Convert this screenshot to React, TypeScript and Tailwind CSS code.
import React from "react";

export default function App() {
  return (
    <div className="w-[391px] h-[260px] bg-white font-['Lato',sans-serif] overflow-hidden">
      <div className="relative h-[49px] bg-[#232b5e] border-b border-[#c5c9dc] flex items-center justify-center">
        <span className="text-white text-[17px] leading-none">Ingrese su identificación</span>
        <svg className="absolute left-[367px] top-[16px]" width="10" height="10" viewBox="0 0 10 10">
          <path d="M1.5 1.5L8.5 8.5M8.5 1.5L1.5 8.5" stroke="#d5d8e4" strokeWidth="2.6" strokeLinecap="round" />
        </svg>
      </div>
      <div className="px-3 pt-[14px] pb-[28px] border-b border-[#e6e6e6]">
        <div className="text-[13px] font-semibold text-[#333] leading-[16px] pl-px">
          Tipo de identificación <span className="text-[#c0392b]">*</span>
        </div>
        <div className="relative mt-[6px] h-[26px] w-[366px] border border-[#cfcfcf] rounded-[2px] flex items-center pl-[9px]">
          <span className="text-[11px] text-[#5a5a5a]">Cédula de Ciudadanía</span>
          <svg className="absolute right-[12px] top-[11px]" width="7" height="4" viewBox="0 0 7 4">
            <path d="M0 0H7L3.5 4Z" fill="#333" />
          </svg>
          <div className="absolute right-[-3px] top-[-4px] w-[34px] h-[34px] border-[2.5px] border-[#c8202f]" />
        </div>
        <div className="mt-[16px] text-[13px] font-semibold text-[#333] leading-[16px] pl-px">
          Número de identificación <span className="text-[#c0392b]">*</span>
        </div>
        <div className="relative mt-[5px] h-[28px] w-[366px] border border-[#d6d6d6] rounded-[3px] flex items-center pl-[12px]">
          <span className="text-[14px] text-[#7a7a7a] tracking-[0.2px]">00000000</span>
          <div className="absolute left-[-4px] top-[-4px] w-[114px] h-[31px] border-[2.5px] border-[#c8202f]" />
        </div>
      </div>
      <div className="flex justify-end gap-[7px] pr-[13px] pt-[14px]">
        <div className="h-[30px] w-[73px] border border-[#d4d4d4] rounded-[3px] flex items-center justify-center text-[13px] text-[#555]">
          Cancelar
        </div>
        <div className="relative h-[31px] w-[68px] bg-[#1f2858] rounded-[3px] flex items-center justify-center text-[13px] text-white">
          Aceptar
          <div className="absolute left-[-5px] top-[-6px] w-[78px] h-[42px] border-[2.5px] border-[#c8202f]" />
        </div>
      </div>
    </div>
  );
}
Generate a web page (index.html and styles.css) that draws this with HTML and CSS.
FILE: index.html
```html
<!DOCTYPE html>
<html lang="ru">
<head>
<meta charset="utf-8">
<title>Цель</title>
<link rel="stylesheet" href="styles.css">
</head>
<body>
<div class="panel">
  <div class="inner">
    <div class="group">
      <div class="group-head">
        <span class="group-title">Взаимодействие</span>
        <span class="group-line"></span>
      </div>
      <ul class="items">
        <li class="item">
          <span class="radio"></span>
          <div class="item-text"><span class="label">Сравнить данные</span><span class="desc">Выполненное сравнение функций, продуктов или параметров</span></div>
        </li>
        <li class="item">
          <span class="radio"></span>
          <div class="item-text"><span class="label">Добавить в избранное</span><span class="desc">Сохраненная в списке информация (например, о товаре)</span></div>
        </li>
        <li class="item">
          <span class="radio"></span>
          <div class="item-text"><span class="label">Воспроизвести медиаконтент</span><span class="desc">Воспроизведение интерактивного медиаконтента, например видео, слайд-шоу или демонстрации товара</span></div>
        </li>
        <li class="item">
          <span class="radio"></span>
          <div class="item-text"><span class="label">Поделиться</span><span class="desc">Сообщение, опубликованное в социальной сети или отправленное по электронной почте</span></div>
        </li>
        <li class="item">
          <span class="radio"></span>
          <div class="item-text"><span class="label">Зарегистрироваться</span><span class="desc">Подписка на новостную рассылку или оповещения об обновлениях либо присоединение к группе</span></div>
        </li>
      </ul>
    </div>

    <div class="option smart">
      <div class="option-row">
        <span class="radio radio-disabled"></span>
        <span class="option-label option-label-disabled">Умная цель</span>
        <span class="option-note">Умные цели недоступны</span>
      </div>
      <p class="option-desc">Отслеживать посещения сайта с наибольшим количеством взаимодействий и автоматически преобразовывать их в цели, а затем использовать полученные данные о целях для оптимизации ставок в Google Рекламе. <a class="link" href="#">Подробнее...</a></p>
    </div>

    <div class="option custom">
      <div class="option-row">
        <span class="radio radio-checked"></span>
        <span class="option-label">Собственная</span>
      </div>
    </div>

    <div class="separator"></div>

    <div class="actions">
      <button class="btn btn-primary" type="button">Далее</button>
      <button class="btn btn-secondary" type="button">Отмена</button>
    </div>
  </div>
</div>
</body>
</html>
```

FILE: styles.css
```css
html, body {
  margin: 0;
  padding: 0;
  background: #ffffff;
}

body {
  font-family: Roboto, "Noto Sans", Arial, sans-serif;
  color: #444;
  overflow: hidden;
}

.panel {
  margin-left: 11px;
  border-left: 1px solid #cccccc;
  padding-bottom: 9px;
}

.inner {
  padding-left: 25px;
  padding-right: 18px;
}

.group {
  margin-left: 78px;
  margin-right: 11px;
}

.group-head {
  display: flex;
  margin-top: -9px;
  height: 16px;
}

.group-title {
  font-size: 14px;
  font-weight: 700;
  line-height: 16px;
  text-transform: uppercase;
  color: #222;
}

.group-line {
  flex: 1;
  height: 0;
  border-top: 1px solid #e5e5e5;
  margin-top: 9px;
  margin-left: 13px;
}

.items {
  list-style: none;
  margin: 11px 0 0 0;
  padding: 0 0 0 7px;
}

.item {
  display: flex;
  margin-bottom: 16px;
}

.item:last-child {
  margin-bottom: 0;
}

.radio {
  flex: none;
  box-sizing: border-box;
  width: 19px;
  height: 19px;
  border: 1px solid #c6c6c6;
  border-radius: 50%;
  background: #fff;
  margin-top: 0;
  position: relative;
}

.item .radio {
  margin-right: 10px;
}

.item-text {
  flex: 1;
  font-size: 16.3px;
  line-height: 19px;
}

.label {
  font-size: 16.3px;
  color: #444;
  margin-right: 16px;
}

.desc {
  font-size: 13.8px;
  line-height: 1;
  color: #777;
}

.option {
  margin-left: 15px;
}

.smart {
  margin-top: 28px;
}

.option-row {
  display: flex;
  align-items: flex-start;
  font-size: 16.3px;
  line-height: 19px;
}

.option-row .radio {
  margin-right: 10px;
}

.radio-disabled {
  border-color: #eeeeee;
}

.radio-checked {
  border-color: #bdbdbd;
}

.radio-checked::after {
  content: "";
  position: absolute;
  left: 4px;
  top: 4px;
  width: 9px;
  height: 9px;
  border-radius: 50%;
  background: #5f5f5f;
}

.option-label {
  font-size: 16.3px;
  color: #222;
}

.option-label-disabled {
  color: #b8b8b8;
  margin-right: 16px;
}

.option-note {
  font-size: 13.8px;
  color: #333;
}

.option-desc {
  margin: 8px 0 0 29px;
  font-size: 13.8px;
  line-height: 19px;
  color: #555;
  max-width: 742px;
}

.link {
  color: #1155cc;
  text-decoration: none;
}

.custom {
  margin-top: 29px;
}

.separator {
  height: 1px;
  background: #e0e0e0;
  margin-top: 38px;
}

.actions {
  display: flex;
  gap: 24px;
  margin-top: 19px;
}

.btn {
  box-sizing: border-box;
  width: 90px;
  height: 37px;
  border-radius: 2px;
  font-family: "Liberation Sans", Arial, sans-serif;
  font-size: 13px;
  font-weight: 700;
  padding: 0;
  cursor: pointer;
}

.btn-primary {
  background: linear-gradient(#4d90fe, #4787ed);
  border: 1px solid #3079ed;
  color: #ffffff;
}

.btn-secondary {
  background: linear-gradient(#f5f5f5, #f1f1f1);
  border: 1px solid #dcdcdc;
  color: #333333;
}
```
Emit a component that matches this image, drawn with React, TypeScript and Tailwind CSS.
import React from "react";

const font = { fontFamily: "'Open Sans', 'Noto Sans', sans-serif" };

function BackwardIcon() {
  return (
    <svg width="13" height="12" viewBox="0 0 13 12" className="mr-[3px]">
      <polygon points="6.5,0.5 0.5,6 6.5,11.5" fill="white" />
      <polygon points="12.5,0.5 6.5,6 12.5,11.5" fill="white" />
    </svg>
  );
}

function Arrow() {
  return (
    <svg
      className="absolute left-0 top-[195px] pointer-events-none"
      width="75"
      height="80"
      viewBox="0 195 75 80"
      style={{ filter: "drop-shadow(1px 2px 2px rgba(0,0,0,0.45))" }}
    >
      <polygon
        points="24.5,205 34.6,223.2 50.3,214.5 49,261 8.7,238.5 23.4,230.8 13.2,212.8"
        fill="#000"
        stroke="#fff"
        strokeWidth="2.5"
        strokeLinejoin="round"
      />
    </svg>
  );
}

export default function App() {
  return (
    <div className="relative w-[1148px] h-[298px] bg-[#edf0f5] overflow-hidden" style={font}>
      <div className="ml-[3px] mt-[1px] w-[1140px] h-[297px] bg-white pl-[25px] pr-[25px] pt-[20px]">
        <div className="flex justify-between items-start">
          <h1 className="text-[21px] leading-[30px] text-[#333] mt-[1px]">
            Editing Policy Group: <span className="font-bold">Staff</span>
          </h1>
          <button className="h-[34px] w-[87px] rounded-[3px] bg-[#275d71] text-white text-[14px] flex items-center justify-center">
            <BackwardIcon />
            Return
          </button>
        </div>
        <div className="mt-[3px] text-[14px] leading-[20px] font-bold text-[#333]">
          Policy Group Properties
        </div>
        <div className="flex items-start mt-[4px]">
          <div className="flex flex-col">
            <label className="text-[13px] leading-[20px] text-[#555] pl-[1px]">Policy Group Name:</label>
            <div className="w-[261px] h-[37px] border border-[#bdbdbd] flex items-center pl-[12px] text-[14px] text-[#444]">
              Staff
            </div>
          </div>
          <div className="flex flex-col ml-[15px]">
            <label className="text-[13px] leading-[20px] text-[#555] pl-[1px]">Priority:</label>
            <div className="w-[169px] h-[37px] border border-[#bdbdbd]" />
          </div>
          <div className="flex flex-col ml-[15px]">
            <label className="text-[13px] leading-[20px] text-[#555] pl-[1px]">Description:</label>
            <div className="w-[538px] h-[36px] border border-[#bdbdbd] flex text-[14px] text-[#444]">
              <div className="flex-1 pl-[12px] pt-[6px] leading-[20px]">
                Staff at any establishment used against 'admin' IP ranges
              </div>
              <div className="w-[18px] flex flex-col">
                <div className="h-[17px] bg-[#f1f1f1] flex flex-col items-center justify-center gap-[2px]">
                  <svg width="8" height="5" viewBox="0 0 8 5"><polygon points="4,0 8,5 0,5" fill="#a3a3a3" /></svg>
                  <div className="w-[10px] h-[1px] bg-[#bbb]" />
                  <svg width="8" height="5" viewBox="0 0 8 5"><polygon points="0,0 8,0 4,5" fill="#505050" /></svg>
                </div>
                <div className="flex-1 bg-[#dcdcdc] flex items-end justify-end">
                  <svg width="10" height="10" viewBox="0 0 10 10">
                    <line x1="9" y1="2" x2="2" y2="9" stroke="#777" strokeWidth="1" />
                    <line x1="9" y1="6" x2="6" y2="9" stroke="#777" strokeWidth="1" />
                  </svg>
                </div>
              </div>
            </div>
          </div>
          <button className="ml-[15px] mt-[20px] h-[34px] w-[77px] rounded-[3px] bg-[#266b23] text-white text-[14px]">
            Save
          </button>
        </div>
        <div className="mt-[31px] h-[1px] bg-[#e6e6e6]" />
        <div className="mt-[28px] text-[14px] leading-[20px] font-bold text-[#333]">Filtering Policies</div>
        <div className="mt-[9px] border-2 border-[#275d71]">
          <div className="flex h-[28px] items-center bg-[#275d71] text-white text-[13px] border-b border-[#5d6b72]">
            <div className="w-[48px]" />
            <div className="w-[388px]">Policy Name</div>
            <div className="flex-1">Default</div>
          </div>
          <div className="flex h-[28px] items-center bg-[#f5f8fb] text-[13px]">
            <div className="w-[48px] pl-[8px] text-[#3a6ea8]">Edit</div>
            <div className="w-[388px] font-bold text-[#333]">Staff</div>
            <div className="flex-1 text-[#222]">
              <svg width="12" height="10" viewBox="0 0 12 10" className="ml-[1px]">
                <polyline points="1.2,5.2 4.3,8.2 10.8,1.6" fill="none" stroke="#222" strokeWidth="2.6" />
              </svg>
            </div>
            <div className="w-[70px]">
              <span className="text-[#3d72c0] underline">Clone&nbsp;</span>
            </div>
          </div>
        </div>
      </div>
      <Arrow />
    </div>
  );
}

::::::::::

BRIEF: Find the word "with" and list each line it appears in.

WRITTEN RESPONSE:
Generate a web page (index.html and styles.css) that draws this with HTML and CSS.
Emit a component that matches this image, drawn with React, TypeScript and Tailwind CSS.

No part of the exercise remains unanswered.